Государство со всем этим не справится, нужна помощь НКО, но и НКО нужна его помощь. Мне не очень нравится подход, который применили вначале к акции #МыВместе: не использовался организационный ресурс НКО, добровольческие организации не могли в ней участвовать, нужно было регистрировать добровольцев по отдельности.
Но есть и огромные плюсы. Акция позволила выявить огромное количество людей, готовых стать добровольцами, и перейти от заявительного принципа к выявительному. Ведь все объединились: и органы соцзащиты частично, и НКО, и просто волонтеры. Людей, нуждающихся в долговременном уходе, например, оказалось сейчас больше, чем думали, и самое главное – они перестали бояться просить о помощи. Государство сейчас поддержало и малый и средний бизнес, и НКО.
Но я считаю, что господдержку нужно распространить и в настоящий период на НКО. Нужен в первую очередь анализ, какой тип НКО пострадал больше всего, не попав в реестры поддержки [Минэка] на второй квартал 2020 года. Спортивные организации, например, просто плачут. Не работают, имущество у них муниципальное, и муниципалитеты всеми силами выжимают из них деньги, которые сейчас не хватает, всё уходит на здравоохранение.
Мы, кстати, совместно с администрацией обсудили и провели региональный конкурс поддержки НКО во время пандемии, когда чуть ли не впервые НКО было позволено просто взять региональные деньги на административные издержки – 5 миллионов, и второй конкурс в два этапа для поддержки инициативных проектов – [на] 45 миллионов.
Ваша личная миссия?
Делать так, чтобы люди могли реализовывать свои стремления к пользе обществу. Хочу, чтобы наша организация жила, развивалась, работала эффективно, результативно, вносила свой вклад в развитие некоммерческого сектора. Я разрабатываю и провожу тренинги для некоммерческих организаций, бизнеса, органов власти. Теперь это больше вопросы общего управления: как можно организовать конкурсы, как подержать инициативу – эта технология у нас разработана.
Информирую государственных и муниципальных служащих о том, что такое НКО, какая государственная политика существует. У нас есть большое желание, чтобы НКО занимались не только профильные ведомства, чтобы власть и общество поняли: это касается всех, от жителей небольшого поселка до департамента ЖКХ или промышленного строительства.
Честно говоря, иногда накатывает – руки опускаются: кажется, что мы ходим по кругу. К сожалению, слишком часто вижу «синдром чиновника» — лучше не делать ничего, чтобы сохранить себя и свое место. Если проявляешь инициативу — будешь наказан, а то и подставлен.

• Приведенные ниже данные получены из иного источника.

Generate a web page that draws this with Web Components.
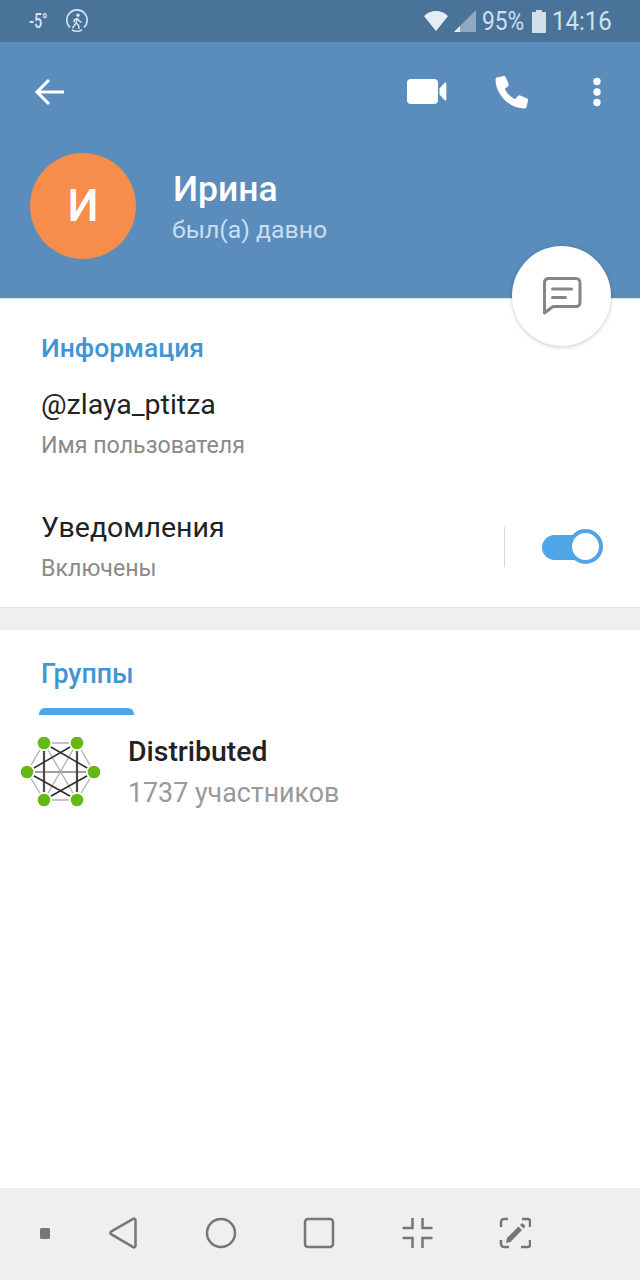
<!DOCTYPE html>
<html>
<head>
<meta charset="utf-8">
<title>Профиль</title>
<style>
	html, body { margin: 0; padding: 0; }
	body {
		width: 640px;
		height: 1280px;
		display: flex;
		flex-direction: column;
		overflow: hidden;
		background: #efefef;
		font-family: Roboto, "Liberation Sans", sans-serif;
	}
	tg-section { flex: none; }
	#groups { flex: 1; }
</style>
</head>
<body>
<tg-status></tg-status>
<tg-header name="Ирина" status="был(а) давно" initial="И"></tg-header>
<tg-section id="info" title="Информация">
	<tg-row label="@zlaya_ptitza" hint="Имя пользователя"></tg-row>
	<tg-row class="notify" label="Уведомления" hint="Включены"><tg-toggle></tg-toggle></tg-row>
</tg-section>
<tg-groups id="groups"></tg-groups>
<tg-nav></tg-nav>

<script>
// Status bar at the top of the phone.
class TgStatus extends HTMLElement {
	constructor() {
		super();
		const shadow = this.attachShadow({mode: 'open'});
		shadow.innerHTML = `
			<style>
				:host { display: flex; flex: none; align-items: center; height: 42px; background: #497399; color: #cfe0ee; padding: 0 28px 0 29px; box-sizing: border-box; }
				.temp { font-size: 20px; font-weight: 500; transform: scaleX(.72); transform-origin: left; width: 36px; color: #d7e4ef; white-space: nowrap; }
				.right { margin-left: auto; display: flex; align-items: center; }
				.pct { font-size: 25px; margin-left: 6px; transform: scaleX(.91); transform-origin: left; width: 42px; white-space: nowrap; }
				.time { font-size: 25px; margin-left: 6px; width: 60px; transform: scaleX(.96); transform-origin: left; white-space: nowrap; }
				svg { display: block; }
			</style>
			<span class="temp">-5°</span>
			<svg width="24" height="24" viewBox="0 0 24 24" fill="none" stroke="#d7e4ef">
				<path d="M5 18.500A10.200 10.200 0 1 1 19 18.500" stroke-width="1.600"/>
				<path d="M7 21a11 11 0 0 0 10 0" stroke-width="1.600"/>
				<circle cx="13" cy="6.200" r="1.700" fill="#d7e4ef" stroke="none"/>
				<path d="M12.500 9l-1.500 5 2.500 2.200.6 3.800M11 14l-1.600 2.400-2 2.600M12.300 9.500l-2.800 1.400-.8 2.400M12.800 9.800l1.400 2.400 2.300 1" stroke-width="1.500"/>
			</svg>
			<div class="right">
				<svg width="24" height="20" viewBox="0 0 24 20"><path d="M.5 5C3.500 2 7.500 .5 12 .5S20.500 2 23.500 5L12 19.500z" fill="#e6eef5" stroke="#e6eef5" stroke-linejoin="round"/></svg>
				<svg width="22" height="22" viewBox="0 0 22 22" style="margin-left:6px"><path d="M22 0v22H0z" fill="#90a9c1"/><path d="M6 16v6H0z" fill="#e6eef5"/></svg>
				<span class="pct">95%</span>
				<svg style="margin-left:8px" width="14" height="23" viewBox="0 0 14 23"><path d="M4 0h6v2h3a1 1 0 0 1 1 1v19a1 1 0 0 1-1 1H1a1 1 0 0 1-1-1V3a1 1 0 0 1 1-1h3z" fill="#d3e0eb"/></svg>
				<span class="time">14:16</span>
			</div>
		`;
	}
}

// Blue header with the avatar, plus the round message button over its edge.
class TgHeader extends HTMLElement {
	constructor() {
		super();
		const shadow = this.attachShadow({mode: 'open'});
		shadow.innerHTML = `
			<style>
				:host { display: block; flex: none; position: relative; height: 256px; background: #5a8dbc; box-shadow: 0 1px 1px rgba(0,0,0,.1); z-index: 1; }
				.bar { display: flex; align-items: center; height: 100px; padding: 0 38px 0 34px; }
				.bar svg { display: block; }
				.actions { margin-left: auto; display: flex; align-items: center; }
				.who { display: flex; align-items: center; padding: 11px 0 0 30px; }
				.avatar { width: 106px; height: 106px; border-radius: 50%; background: #f68d4a; color: #fff; display: flex; align-items: center; justify-content: center; font-size: 44px; font-weight: 500; }
				.text { margin-left: 37px; margin-top: 2px; }
				.name { font-size: 35.500px; font-weight: 500; line-height: 40px; color: #fff; }
				.status { font-size: 24.800px; line-height: 32px; color: #c9def0; margin-top: 5px; margin-left: -1px; }
				.fab { position: absolute; left: 512px; top: 204px; width: 99px; height: 100px; border-radius: 50%; background: #fff; box-shadow: 0 1px 4px rgba(0,0,0,.22); display: flex; align-items: center; justify-content: center; }
			</style>
			<div class="bar">
				<svg width="30" height="28" viewBox="0 0 30 28" fill="none" stroke="#fff" stroke-width="3"><path d="M30 14H4M15 2 3 14 15 26"/></svg>
				<div class="actions">
					<svg width="40" height="26" viewBox="0 0 40 26" fill="#fff"><rect x="0" y="0" width="31" height="25" rx="4"/><path d="M32.500 9.500 38 3.600a1 1 0 0 1 1.300 .8v16.200a1 1 0 0 1-1.300 .8l-5.500-5.900z"/></svg>
					<svg style="margin-left:47px" width="36" height="36" viewBox="0 0 36 36" fill="#fff"><path d="M3 3.500 9.500 2a2 2 0 0 1 2.200 1.200l2.900 6.800a2 2 0 0 1-.5 2.200l-3.300 2.800a23 23 0 0 0 10.300 10.300l2.800-3.400a2 2 0 0 1 2.200-.5l6.700 2.900a2 2 0 0 1 1.200 2.200l-1.500 6.500a2 2 0 0 1-2 1.500C15.500 34.500 1.500 20.500 1.500 5.500a2 2 0 0 1 1.500-2z"/></svg>
					<svg style="margin-left:62px" width="10" height="30" viewBox="0 0 10 30" fill="#fff"><circle cx="5" cy="4.500" r="3.700"/><circle cx="5" cy="15" r="3.700"/><circle cx="5" cy="25.500" r="3.700"/></svg>
				</div>
			</div>
			<div class="who">
				<div class="avatar">${this.getAttribute('initial')}</div>
				<div class="text">
					<div class="name">${this.getAttribute('name')}</div>
					<div class="status">${this.getAttribute('status')}</div>
				</div>
			</div>
			<div class="fab">
				<svg width="40" height="38" viewBox="0 0 40 38" fill="none" stroke="#868686" stroke-width="3" stroke-linejoin="round" stroke-linecap="round">
					<path d="M6 2h28a4 4 0 0 1 4 4v20a4 4 0 0 1-4 4H11l-8.500 6.500V6A4 4 0 0 1 6 2z" transform="translate(0 -.5)"/>
					<path d="M10.500 12h19M10.500 20.500h13"/>
				</svg>
			</div>
		`;
	}
}

// White card with a blue heading.
class TgSection extends HTMLElement {
	constructor() {
		super();
		const shadow = this.attachShadow({mode: 'open'});
		shadow.innerHTML = `
			<style>
				:host { display: block; height: 310px; background: #fff; border-bottom: 1px solid #e2e2e2; box-sizing: border-box; padding-top: 33px; overflow: hidden; }
				h2 { margin: 0 0 1px 41px; font-size: 26.500px; line-height: 34px; font-weight: 500; color: #3f96d4; }
			</style>
			<h2>${this.getAttribute('title')}</h2>
			<slot></slot>
		`;
	}
}

// Two line row, optional control on the right.
class TgRow extends HTMLElement {
	constructor() {
		super();
		const shadow = this.attachShadow({mode: 'open'});
		shadow.innerHTML = `
			<style>
				:host { display: flex; align-items: center; height: 123px; padding-left: 41px; box-sizing: border-box; }
				.label { font-size: 28.500px; line-height: 36px; color: #222; padding-top: 21px; }
				.hint { font-size: 23.200px; line-height: 30px; color: #8a8a8a; margin-top: 7px; }
				.text { flex: 1; align-self: flex-start; }
				.ctl { flex: none; }
			</style>
			<div class="text">
				<div class="label">${this.getAttribute('label')}</div>
				<div class="hint">${this.getAttribute('hint')}</div>
			</div>
			<div class="ctl"><slot></slot></div>
		`;
	}
}

// Divider and on/off switch of the notification row.
class TgToggle extends HTMLElement {
	constructor() {
		super();
		const shadow = this.attachShadow({mode: 'open'});
		shadow.innerHTML = `
			<style>
				:host { display: flex; align-items: center; height: 40px; padding-right: 37px; margin-top: -7px; }
				.sep { width: 1px; height: 40px; background: #d8d8d8; margin-right: 37px; }
				.track { position: relative; width: 50px; height: 25px; border-radius: 13px; background: #4fa6e6; margin-right: 11px; }
				.knob { position: absolute; right: -11px; top: -6px; width: 27px; height: 27px; border: 4px solid #4fa6e6; border-radius: 50%; background: #fff; }
			</style>
			<div class="sep"></div>
			<div class="track"><div class="knob"></div></div>
		`;
	}
}

// Hexagon graph used as the group picture.
class TgGraphLogo extends HTMLElement {
	constructor() {
		super();
		const shadow = this.attachShadow({mode: 'open'});
		const pts = [[23, 6], [56, 6], [73, 35], [56, 63], [23, 63], [6, 35]];
		const dark = [[0, 2], [1, 5], [2, 4], [3, 5]];
		const mid = [[0, 4], [1, 3]];
		const light = [[0, 1], [1, 2], [2, 3], [3, 4], [4, 5], [5, 0], [0, 3], [1, 4]];
		const line = (p, color, w) => `<line x1="${pts[p[0]][0]}" y1="${pts[p[0]][1]}" x2="${pts[p[1]][0]}" y2="${pts[p[1]][1]}" stroke="${color}" stroke-width="${w}"/>`;
		shadow.innerHTML = `
			<style>
				:host { display: block; width: 79px; height: 70px; }
				svg { display: block; }
			</style>
			<svg width="79" height="70" viewBox="0 0 79 70">
				${light.map(p => line(p, '#b0b0b0', 1.3)).join('')}
				${line([5, 2], '#a0a0a0', 2)}
				${mid.map(p => line(p, '#4a4a4a', 2.2)).join('')}
				${dark.map(p => line(p, '#2c2c2c', 1.5)).join('')}
				${pts.map(p => `<circle cx="${p[0]}" cy="${p[1]}" r="8" fill="#fff"/><circle cx="${p[0]}" cy="${p[1]}" r="6.300" fill="#66b814"/>`).join('')}
			</svg>
		`;
	}
}

// Groups tab with the list under it.
class TgGroups extends HTMLElement {
	constructor() {
		super();
		const shadow = this.attachShadow({mode: 'open'});
		shadow.innerHTML = `
			<style>
				:host { display: block; background: #fff; margin-top: 22px; }
				.tab { margin: 0 0 0 39px; width: 95px; height: 85px; box-sizing: border-box; padding: 27px 0 0 2px; font-size: 26.800px; line-height: 34px; font-weight: 500; color: #3f96d4; position: relative; white-space: nowrap; }
				.tab::after { content: ""; position: absolute; left: 0; right: 0; bottom: 0; height: 7px; background: #4fa6e6; border-radius: 6px 6px 0 0; }
				.group { display: flex; padding: 22px 0 0 21px; }
				.text { margin-left: 28px; margin-top: -3px; }
				.title { font-size: 28.400px; line-height: 36px; font-weight: 500; color: #222; }
				.count { font-size: 26.800px; line-height: 34px; color: #999; margin-top: 6px; }
			</style>
			<div class="tab">Группы</div>
			<div class="group">
				<tg-graph-logo></tg-graph-logo>
				<div class="text">
					<div class="title">Distributed</div>
					<div class="count">1737 участников</div>
				</div>
			</div>
		`;
	}
}

// Android navigation bar.
class TgNav extends HTMLElement {
	constructor() {
		super();
		const shadow = this.attachShadow({mode: 'open'});
		shadow.innerHTML = `
			<style>
				:host { display: flex; flex: none; align-items: center; height: 92px; background: #efefef; box-sizing: border-box; padding: 0 0 2px 39px; }
				svg { display: block; flex: none; }
			</style>
			<svg width="12" height="13" viewBox="0 0 12 13"><rect x="1" y="1" width="10" height="11" rx="1.500" fill="#767676"/></svg>
			<svg style="margin-left:57px" width="30" height="32" viewBox="0 0 30 32" fill="none" stroke="#767676" stroke-width="2.500" stroke-linejoin="round"><path d="M27.500 3v26a1.500 1.500 0 0 1-2.300 1.200L3 17.200a1.500 1.500 0 0 1 0-2.500L25.200 1.800A1.500 1.500 0 0 1 27.500 3z"/></svg>
			<svg style="margin-left:67px" width="32" height="32" viewBox="0 0 32 32" fill="none" stroke="#767676" stroke-width="2.500"><circle cx="16" cy="16" r="14"/></svg>
			<svg style="margin-left:66px" width="32" height="32" viewBox="0 0 32 32" fill="none" stroke="#767676" stroke-width="2.500"><rect x="2" y="2" width="28" height="28" rx="3"/></svg>
			<svg style="margin-left:66px" width="32" height="32" viewBox="0 0 32 32" fill="none" stroke="#767676" stroke-width="2.500"><path d="M11.500 1v10H1.500M21.500 1v10h10M1.500 21h10v10M31.500 21h-10v10"/></svg>
			<svg style="margin-left:66px" width="32" height="32" viewBox="0 0 32 32" fill="none" stroke="#767676" stroke-width="2.500"><path d="M9 2H5a3 3 0 0 0-3 3v5M23 2h6a2 2 0 0 1 2 2v6M2 23v4a3 3 0 0 0 3 3h5M31 23v5a2 2 0 0 1-2 2h-7"/><path d="M7 26l1-5L19.500 9.500l3.500 3.500L11.500 25z" fill="#767676" stroke="none"/><path d="M21 8l1.500-1.500a1 1 0 0 1 1.400 0l2 2a1 1 0 0 1 0 1.400L24.500 11.500z" fill="#767676" stroke="none"/></svg>
		`;
	}
}

customElements.define('tg-status', TgStatus);
customElements.define('tg-header', TgHeader);
customElements.define('tg-section', TgSection);
customElements.define('tg-row', TgRow);
customElements.define('tg-toggle', TgToggle);
customElements.define('tg-graph-logo', TgGraphLogo);
customElements.define('tg-groups', TgGroups);
customElements.define('tg-nav', TgNav);
</script>
</body>
</html>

Если не в НКО-секторе, то где бы вы работали?
Никогда бы не пошла работать во власть, такой карьерный рост меня не интересует. Ничего не делать – это неинтересно, для меня – просто невозможно.

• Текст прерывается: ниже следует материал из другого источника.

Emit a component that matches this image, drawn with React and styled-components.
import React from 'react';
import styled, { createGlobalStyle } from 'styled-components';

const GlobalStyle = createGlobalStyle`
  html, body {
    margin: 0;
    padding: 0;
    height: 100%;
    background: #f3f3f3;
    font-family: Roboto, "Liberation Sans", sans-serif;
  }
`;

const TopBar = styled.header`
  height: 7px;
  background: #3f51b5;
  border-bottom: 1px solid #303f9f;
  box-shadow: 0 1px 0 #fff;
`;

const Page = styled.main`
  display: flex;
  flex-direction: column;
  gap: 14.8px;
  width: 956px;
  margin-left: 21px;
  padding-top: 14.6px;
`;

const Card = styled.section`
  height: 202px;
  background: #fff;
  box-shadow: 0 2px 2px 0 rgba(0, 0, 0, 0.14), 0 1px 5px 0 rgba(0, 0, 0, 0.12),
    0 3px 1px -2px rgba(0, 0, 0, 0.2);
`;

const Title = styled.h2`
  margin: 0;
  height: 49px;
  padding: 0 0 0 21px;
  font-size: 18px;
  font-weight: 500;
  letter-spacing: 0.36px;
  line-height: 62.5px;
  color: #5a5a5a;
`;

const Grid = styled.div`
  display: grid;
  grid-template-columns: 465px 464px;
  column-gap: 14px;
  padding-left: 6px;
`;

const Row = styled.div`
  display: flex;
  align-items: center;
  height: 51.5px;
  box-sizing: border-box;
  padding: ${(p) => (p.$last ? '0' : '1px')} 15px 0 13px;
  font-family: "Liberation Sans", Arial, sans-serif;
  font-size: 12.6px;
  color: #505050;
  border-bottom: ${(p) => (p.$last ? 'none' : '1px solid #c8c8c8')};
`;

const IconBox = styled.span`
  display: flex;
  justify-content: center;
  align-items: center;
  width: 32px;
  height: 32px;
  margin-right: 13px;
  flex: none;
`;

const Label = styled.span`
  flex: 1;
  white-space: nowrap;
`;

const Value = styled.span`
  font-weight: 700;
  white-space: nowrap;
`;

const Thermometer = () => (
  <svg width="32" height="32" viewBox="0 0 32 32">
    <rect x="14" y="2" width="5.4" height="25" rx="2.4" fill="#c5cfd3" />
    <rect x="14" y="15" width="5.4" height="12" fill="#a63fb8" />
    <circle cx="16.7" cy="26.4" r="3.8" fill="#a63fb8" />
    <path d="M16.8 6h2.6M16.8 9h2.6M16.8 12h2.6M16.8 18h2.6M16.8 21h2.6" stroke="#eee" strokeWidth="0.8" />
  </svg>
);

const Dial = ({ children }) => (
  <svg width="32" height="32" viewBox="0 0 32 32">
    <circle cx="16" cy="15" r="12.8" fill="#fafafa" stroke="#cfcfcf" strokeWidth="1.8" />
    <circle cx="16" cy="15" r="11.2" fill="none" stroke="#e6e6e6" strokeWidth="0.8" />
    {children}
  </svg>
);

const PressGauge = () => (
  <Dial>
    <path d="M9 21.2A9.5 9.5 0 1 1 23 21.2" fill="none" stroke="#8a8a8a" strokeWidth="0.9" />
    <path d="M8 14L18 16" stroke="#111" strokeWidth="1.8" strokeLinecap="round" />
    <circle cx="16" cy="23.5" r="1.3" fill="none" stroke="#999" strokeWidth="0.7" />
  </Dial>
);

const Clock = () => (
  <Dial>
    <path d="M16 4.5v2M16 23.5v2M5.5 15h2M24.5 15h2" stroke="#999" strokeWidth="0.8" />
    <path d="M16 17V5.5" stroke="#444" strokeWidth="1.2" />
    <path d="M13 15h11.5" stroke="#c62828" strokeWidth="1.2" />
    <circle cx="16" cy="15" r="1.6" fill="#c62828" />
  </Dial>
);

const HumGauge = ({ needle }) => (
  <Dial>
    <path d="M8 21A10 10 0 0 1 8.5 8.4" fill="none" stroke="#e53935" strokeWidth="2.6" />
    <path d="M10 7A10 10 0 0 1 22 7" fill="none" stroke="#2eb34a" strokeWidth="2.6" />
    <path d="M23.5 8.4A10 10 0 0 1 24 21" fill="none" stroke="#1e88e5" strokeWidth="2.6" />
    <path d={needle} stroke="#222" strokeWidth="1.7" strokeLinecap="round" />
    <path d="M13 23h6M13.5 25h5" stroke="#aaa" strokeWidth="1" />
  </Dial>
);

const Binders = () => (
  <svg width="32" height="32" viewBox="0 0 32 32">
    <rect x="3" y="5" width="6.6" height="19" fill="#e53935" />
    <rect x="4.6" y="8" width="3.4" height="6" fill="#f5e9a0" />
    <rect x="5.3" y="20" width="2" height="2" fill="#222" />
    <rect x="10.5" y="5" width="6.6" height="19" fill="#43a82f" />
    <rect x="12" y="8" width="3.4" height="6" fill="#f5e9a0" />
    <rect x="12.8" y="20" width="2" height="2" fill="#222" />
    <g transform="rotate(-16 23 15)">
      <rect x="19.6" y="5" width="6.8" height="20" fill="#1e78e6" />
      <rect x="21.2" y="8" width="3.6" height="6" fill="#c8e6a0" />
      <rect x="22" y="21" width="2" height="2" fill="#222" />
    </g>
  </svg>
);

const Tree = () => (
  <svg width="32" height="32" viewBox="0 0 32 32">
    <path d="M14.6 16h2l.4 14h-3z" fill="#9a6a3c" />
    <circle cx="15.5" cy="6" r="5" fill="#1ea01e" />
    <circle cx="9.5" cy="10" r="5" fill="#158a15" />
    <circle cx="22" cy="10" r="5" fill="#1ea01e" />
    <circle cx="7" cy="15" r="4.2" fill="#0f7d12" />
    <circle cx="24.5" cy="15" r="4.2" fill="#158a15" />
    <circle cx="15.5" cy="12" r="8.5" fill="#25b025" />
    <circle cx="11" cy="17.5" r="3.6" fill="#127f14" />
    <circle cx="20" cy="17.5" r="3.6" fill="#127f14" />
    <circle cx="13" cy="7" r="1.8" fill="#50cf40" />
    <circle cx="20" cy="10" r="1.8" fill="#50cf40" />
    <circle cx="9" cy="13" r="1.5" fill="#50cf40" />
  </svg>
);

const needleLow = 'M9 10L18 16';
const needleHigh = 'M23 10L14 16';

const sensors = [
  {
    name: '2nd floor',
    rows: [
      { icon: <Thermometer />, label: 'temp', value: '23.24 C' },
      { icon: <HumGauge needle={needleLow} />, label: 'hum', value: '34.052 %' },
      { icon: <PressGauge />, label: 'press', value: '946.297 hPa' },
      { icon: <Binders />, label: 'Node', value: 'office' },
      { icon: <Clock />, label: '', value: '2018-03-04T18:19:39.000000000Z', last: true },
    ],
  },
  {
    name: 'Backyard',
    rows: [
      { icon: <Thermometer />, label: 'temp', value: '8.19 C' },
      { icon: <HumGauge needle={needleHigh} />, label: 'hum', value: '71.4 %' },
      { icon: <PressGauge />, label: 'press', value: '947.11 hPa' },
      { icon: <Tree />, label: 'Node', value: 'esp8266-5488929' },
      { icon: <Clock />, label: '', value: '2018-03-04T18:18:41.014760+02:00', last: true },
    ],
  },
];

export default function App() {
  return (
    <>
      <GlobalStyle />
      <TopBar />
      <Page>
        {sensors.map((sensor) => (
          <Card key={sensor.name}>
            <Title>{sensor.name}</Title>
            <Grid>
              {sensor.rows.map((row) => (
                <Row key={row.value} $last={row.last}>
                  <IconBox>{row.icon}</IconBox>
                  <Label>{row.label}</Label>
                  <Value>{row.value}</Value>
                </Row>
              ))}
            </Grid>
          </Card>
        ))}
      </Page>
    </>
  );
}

Наверное, могла бы уйти в бизнес, но небольшой – в крупном, на мой взгляд, всё слишком формализовано: мало творчества, мало желания быть полезными людям, обществу, стране.

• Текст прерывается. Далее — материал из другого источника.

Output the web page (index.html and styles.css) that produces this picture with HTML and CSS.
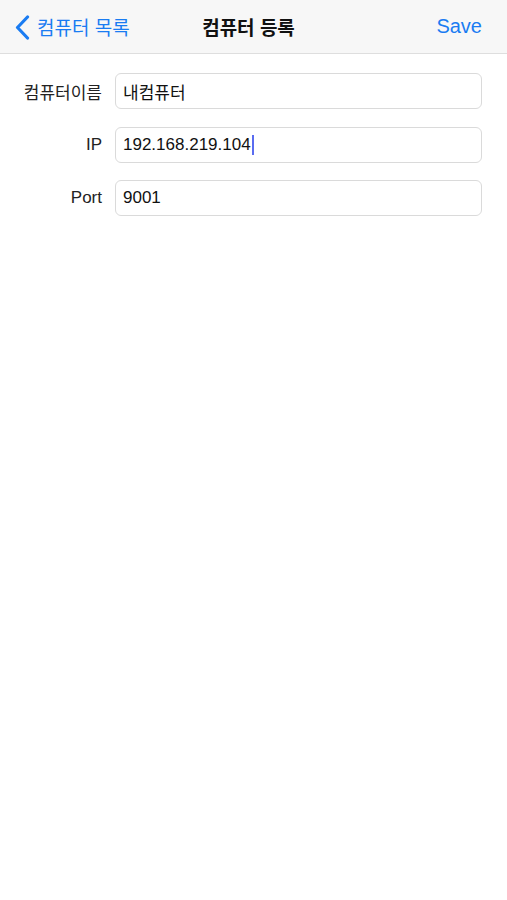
FILE: index.html
```html
<!DOCTYPE html>
<html lang="ko">
<head>
<meta charset="utf-8">
<link rel="stylesheet" href="styles.css">
</head>
<body>
<header class="navbar">
  <div class="nav-left">
    <svg class="chevron" width="15" height="25" viewBox="0 0 15 25"><path d="M12.5 2 L2.5 12.5 L12.5 23" fill="none" stroke="#1a7cf2" stroke-width="3.2" stroke-linecap="round" stroke-linejoin="round"/></svg>
    <span>컴퓨터 목록</span>
  </div>
  <div class="nav-title">컴퓨터 등록</div>
  <div class="nav-right">Save</div>
</header>
<main class="form">
  <div class="row">
    <label class="label">컴퓨터이름</label>
    <div class="field">내컴퓨터</div>
  </div>
  <div class="row">
    <label class="label">IP</label>
    <div class="field">192.168.219.104<span class="caret"></span></div>
  </div>
  <div class="row">
    <label class="label">Port</label>
    <div class="field">9001</div>
  </div>
</main>
</body>
</html>
```
FILE: styles.css
```css
html, body {
  margin: 0;
  padding: 0;
  background: #ffffff;
  font-family: "Liberation Sans", "Noto Sans CJK KR", sans-serif;
  color: #111;
}
.navbar {
  height: 53px;
  background: #f7f7f7;
  border-bottom: 1px solid #dedede;
  display: grid;
  grid-template-columns: 1fr auto 1fr;
  align-items: center;
  padding: 0 25px 0 15px;
  box-sizing: content-box;
}
.nav-left {
  display: flex;
  align-items: center;
  gap: 7px;
  color: #1a7cf2;
  font-size: 19px;
}
.chevron { display: block; margin-top: 1px; }
.nav-title {
  font-size: 19px;
  font-weight: bold;
  text-align: center;
  color: #111;
}
.nav-right {
  text-align: right;
  color: #1a7cf2;
  font-size: 20px;
}
.form {
  display: flex;
  flex-direction: column;
  gap: 17.5px;
  padding: 19px 25px 0 0;
}
.row {
  display: flex;
  align-items: center;
}
.label {
  width: 115px;
  flex: none;
  text-align: right;
  padding-right: 13px;
  box-sizing: border-box;
  font-size: 17px;
  color: #222;
}
.field {
  flex: 1;
  height: 36px;
  border: 1.5px solid #dadada;
  border-radius: 6px;
  box-sizing: border-box;
  padding: 0 7px;
  display: flex;
  align-items: center;
  font-size: 17px;
  color: #111;
}
.caret {
  display: inline-block;
  width: 2px;
  height: 20px;
  background: #5a6cf0;
  margin-left: 1px;
}
```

Такие предложения мне приходили, но у меня команда, я приверженец СЦПОИ. Командная работа, совместные решения трудных проблем, планирование, как развиваться и развивать НКО дальше, как помогать обществу – это настоящее творчество.
Звонят из «Гуманитарного проекта»: «Спасибо, Лена, мы получили деньги на целевой капитал, первый в России для ВИЧ-организации!» Это же класс! Или слушаю Марину Аксенову, директора «Солнечного города»: «Я всё поняла, надо не просто помогать, надо, чтобы не было трудных семей, чтоб у детей была другая жизнь, чтобы родители имели работу, не пили, заботились о них». И обалдеваю: вот какие люди есть! Они и держат меня на своем месте – значит, всё не зря.
Благодаря тому, что я давно работаю, могу оглянуться и увидеть, какие изменения в людях, в обществе уже произошли. Они колоссальны – мы идем к гражданскому обществу, несмотря ни на что. Работа в НКО дает мне понимание причастности к этим изменениям, возможность чувствовать нужность и свою, и команды. Когда видишь, когда люди включаются в общее дело, как загораются у них глаза от желания быть полезными – это вдохновляет, хочется опять жить и работать.
Надеюсь, что к 25 января 2021 года, когда нам исполнится 25 лет, отремонтируем наш офис – мы его купили давно, но сейчас хочется его осовременить. Планируем собрать друзей, бывших сотрудников, которые сейчас работают в разных НКО – мы такие поставщики кадров.
Хочу вырастить себе преемника. Мечтаю, чтобы центр существовал долго, исполнив свою миссию — сделав сектор устойчивым. А потом определил новую и тоже исполнил! Очень надеюсь, что людей с общественными инициативами перестанут считать маргиналами или чудаками, как это часто бывает, [и хочу,] чтобы у них был простор для реализации.